** Task requirements **
For every line in the data below that contains "this", copy the line.

** Input material **
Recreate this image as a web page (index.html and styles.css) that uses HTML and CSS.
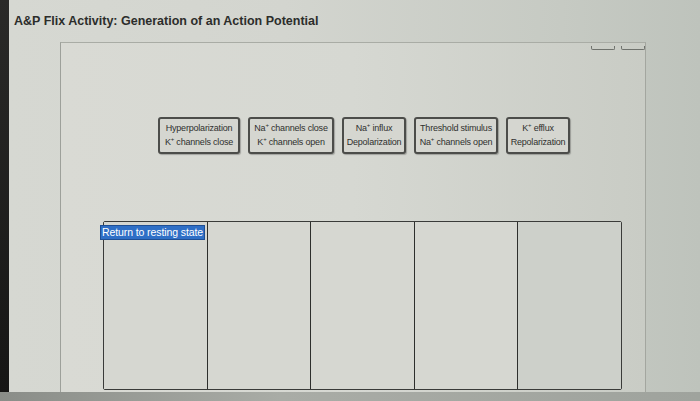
FILE: index.html
```html
<!DOCTYPE html>
<html>
<head>
<meta charset="utf-8">
<link rel="stylesheet" href="styles.css">
</head>
<body>
<div class="screen">
  <div class="bezel"></div>
  <div class="page">
    <h1 class="title">A&amp;P Flix Activity: Generation of an Action Potential</h1>
    <div class="panel">
      <div class="toolbar">
        <span class="tbtn"></span>
        <span class="tbtn"></span>
      </div>
      <div class="cards">
        <div class="card c1">Hyperpolarization<br>K<sup>+</sup> channels close</div>
        <div class="card c2">Na<sup>+</sup> channels close<br>K<sup>+</sup> channels open</div>
        <div class="card c3">Na<sup>+</sup> influx<br>Depolarization</div>
        <div class="card c4">Threshold stimulus<br>Na<sup>+</sup> channels open</div>
        <div class="card c5">K<sup>+</sup> efflux<br>Repolarization</div>
      </div>
      <div class="grid">
        <div class="cell"><span class="label">Return to resting state</span></div>
        <div class="cell"></div>
        <div class="cell"></div>
        <div class="cell"></div>
        <div class="cell"></div>
      </div>
    </div>
  </div>
</div>
<div class="bottom"></div>
</body>
</html>
```

FILE: styles.css
```css
* { box-sizing: border-box; }
html, body { margin: 0; padding: 0; }
body {
  width: 700px;
  height: 401px;
  overflow: hidden;
  font-family: "Liberation Sans", Arial, sans-serif;
  background: #c9ccc5;
  position: relative;
}
.screen {
  display: flex;
  height: 392px;
}
.bezel {
  width: 9px;
  background: linear-gradient(180deg, #2a2a28 0%, #161615 100%);
  flex: none;
}
.page {
  flex: 1;
  display: flex;
  flex-direction: column;
  background: linear-gradient(90deg, #d6d8d2 0%, #d3d5cf 40%, #c6cac3 80%, #bec3bc 100%);
}
.title {
  margin: 12px 0 0 5px;
  font-size: 12.5px;
  font-weight: bold;
  color: #2c2d2b;
  height: 18px;
  line-height: 18px;
  letter-spacing: 0;
}
.panel {
  margin: 12px 0 0 51px;
  width: 586px;
  flex: 1;
  border-left: 1px solid #9da09a;
  border-top: 1px solid #a9aca5;
  border-right: 1px solid #a3a69f;
  background: linear-gradient(90deg, #d9dad4 0%, #d6d8d2 50%, #c9ccc5 100%);
  display: flex;
  flex-direction: column;
}
.toolbar {
  display: flex;
  justify-content: flex-end;
  gap: 6px;
  padding: 3px 0 0 0;
  height: 10px;
}
.tbtn {
  width: 24px;
  height: 4px;
  border: 1px solid #6f726d;
  border-top: none;
  border-radius: 0 0 2px 2px;
}
.cards {
  display: flex;
  gap: 8px;
  margin: 64px 0 0 97px;
}
.card {
  background: #d5d6d0;
  border: 2px solid #4c4d4a;
  border-radius: 3px;
  box-shadow: 1px 1px 1px rgba(0,0,0,0.25);
  font-size: 9px;
  line-height: 14px;
  color: #2f302e;
  text-align: center;
  padding: 2px 1px;
  height: 37px;
  white-space: nowrap;
  letter-spacing: -0.2px;
}
.card sup { font-size: 6px; line-height: 0; vertical-align: 4px; }
.c1 { width: 82px; }
.c2 { width: 86px; }
.c3 { width: 64px; }
.c4 { width: 84px; }
.c5 { width: 64px; }
.grid {
  display: flex;
  margin: 67px 0 0 42px;
  width: 519px;
  height: 169px;
  border: 1.5px solid #3a3b39;
  border-radius: 2px;
}
.cell {
  flex: 1;
  border-right: 1.5px solid #2e2f2d;
  background: #d6d7d1;
}
.cell:last-child { border-right: none; background: #cdd0ca; }
.label {
  display: inline-block;
  background: #2f6fc6;
  color: #ffffff;
  font-size: 10.5px;
  line-height: 13px;
  padding: 0 1px;
  margin: 0 0 0 -4px;
  border: 1px solid #1f4f94;
  letter-spacing: -0.1px;
}
.bottom {
  height: 9px;
  background: linear-gradient(90deg, #8a8d88 0%, #a9aca6 40%, #9fa39d 100%);
}
```
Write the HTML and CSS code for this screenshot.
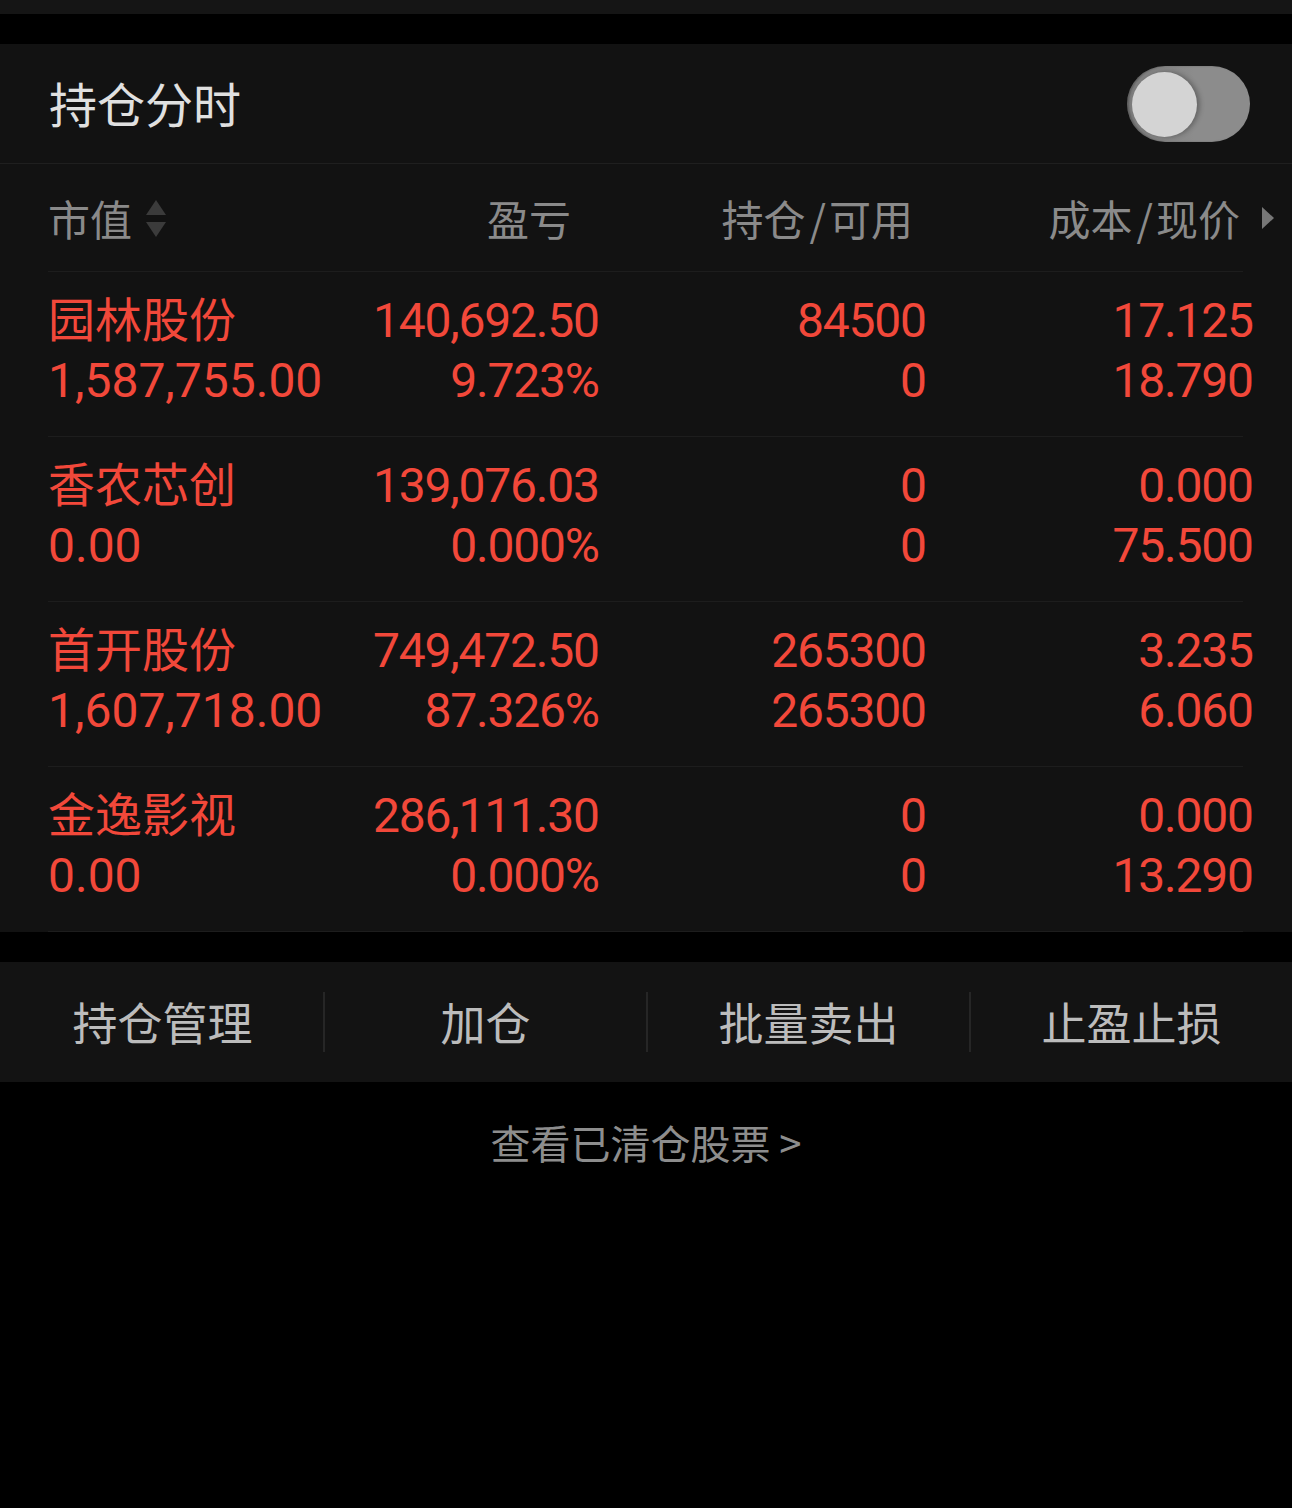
FILE: index.html
```html
<!DOCTYPE html>
<html lang="zh-CN">
<head>
<meta charset="utf-8">
<title>持仓</title>
<link rel="stylesheet" href="styles.css">
</head>
<body>
<div class="topstrip"></div>
<div class="gap"></div>
<section class="panel">
  <div class="title-row">
    <div class="title">持仓分时</div>
    <div class="toggle"><span class="knob"></span></div>
  </div>
  <div class="head grid">
    <div class="hc hc1">市值<span class="sort"><i class="up"></i><i class="down"></i></span></div>
    <div class="hc hc2">盈亏</div>
    <div class="hc hc3">持仓<span class="sl">/</span>可用</div>
    <div class="hc hc4">成本<span class="sl">/</span>现价<span class="arrow"></span></div>
  </div>
  <div class="row grid">
    <div class="c c1"><div class="name">园林股份</div><div class="num">1,587,755.00</div></div>
    <div class="c"><div class="num">140,692.50</div><div class="num">9.723%</div></div>
    <div class="c"><div class="num">84500</div><div class="num">0</div></div>
    <div class="c c4"><div class="num">17.125</div><div class="num">18.790</div></div>
  </div>
  <div class="row grid">
    <div class="c c1"><div class="name">香农芯创</div><div class="num">0.00</div></div>
    <div class="c"><div class="num">139,076.03</div><div class="num">0.000%</div></div>
    <div class="c"><div class="num">0</div><div class="num">0</div></div>
    <div class="c c4"><div class="num">0.000</div><div class="num">75.500</div></div>
  </div>
  <div class="row grid">
    <div class="c c1"><div class="name">首开股份</div><div class="num">1,607,718.00</div></div>
    <div class="c"><div class="num">749,472.50</div><div class="num">87.326%</div></div>
    <div class="c"><div class="num">265300</div><div class="num">265300</div></div>
    <div class="c c4"><div class="num">3.235</div><div class="num">6.060</div></div>
  </div>
  <div class="row grid">
    <div class="c c1"><div class="name">金逸影视</div><div class="num">0.00</div></div>
    <div class="c"><div class="num">286,111.30</div><div class="num">0.000%</div></div>
    <div class="c"><div class="num">0</div><div class="num">0</div></div>
    <div class="c c4"><div class="num">0.000</div><div class="num">13.290</div></div>
  </div>
</section>
<div class="gap"></div>
<nav class="actions">
  <div class="act">持仓管理</div>
  <div class="act">加仓</div>
  <div class="act">批量卖出</div>
  <div class="act">止盈止损</div>
</nav>
<div class="link">查看已清仓股票 &gt;</div>
</body>
</html>
```
FILE: styles.css
```css
html, body {
  margin: 0;
  padding: 0;
  background: #000;
}
body {
  width: 1292px;
  min-height: 1508px;
  font-family: "Noto Sans CJK SC", "Noto Sans", sans-serif;
  color: #ddd;
}
.topstrip {
  height: 14px;
  background: #151515;
}
.gap {
  height: 30px;
  background: #000;
}
.panel {
  background: #121212;
}
.title-row {
  height: 119px;
  border-bottom: 1px solid #1f1f1f;
  display: flex;
  align-items: center;
  justify-content: space-between;
  padding: 0 42px 0 49px;
}
.title {
  font-size: 48px;
  color: #e0e0e0;
  line-height: 1;
  margin-top: -4px;
}
.toggle {
  width: 123px;
  height: 76px;
  border-radius: 38px;
  background: linear-gradient(90deg, #7e7e7e 0%, #8c8c8c 55%, #8c8c8c 100%);
  box-sizing: border-box;
  padding: 6px 0 0 5px;
  box-shadow: inset 2px 0 2px rgba(0,0,0,0.25);
}
.knob {
  display: block;
  width: 65px;
  height: 65px;
  border-radius: 50%;
  background: #d4d4d4;
  box-shadow: 3px 0 5px rgba(0,0,0,0.28);
}
.grid {
  display: grid;
  grid-template-columns: 282px 270px 327px 1fr;
  margin: 0 49px 0 48px;
  border-bottom: 1px solid #1d1d1d;
}
.head {
  height: 107px;
  align-items: center;
}
.hc {
  font-size: 42px;
  color: #8a8a8a;
  line-height: 1;
  display: flex;
  align-items: center;
  justify-content: flex-end;
}
.hc1 { justify-content: flex-start; }
.hc2 { padding-right: 29px; }
.hc3 { padding-right: 14px; }
.hc4 { margin-right: -31px; }
.sl {
  margin: 0 3px 0 4px;
}
.sort {
  display: flex;
  flex-direction: column;
  margin-left: 14px;
  gap: 7px;
  margin-top: 2px;
}
.sort i {
  display: block;
  width: 0;
  height: 0;
  border-left: 10.5px solid transparent;
  border-right: 10.5px solid transparent;
}
.sort .up { border-bottom: 15px solid #3b3b3b; }
.sort .down { border-top: 15px solid #3b3b3b; }
.arrow {
  display: block;
  width: 0;
  height: 0;
  border-top: 11.5px solid transparent;
  border-bottom: 11.5px solid transparent;
  border-left: 12px solid #777;
  margin-left: 22px;
}
.row {
  padding-top: 19px;
  height: 145px;
}
.c {
  text-align: right;
  color: #f2483a;
}
.c4 { margin-right: -11px; }
.c1 { text-align: left; }
.name {
  font-size: 47px;
  line-height: 52px;
  height: 60px;
}
.num {
  font-family: "Roboto", "Liberation Sans", sans-serif;
  font-size: 48px;
  line-height: 60px;
  height: 60px;
  letter-spacing: -1.2px;
  margin-right: 1.2px;
}
.c1 .num {
  margin-right: 0;
  letter-spacing: 0;
}
.actions {
  height: 120px;
  background: #131313;
  display: grid;
  grid-template-columns: repeat(4, 1fr);
  align-items: center;
}
.act {
  font-size: 45px;
  color: #bcbcbc;
  text-align: center;
  line-height: 60px;
  border-left: 2px solid #262626;
}
.act:first-child { border-left-color: transparent; }
.link {
  text-align: center;
  font-size: 40px;
  color: #8d8d8d;
  margin-top: 37px;
  line-height: 46px;
}
```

** Task output **
Recreate this image as a web page (index.html and styles.css) that uses HTML and CSS.
Write the HTML and CSS code for this screenshot.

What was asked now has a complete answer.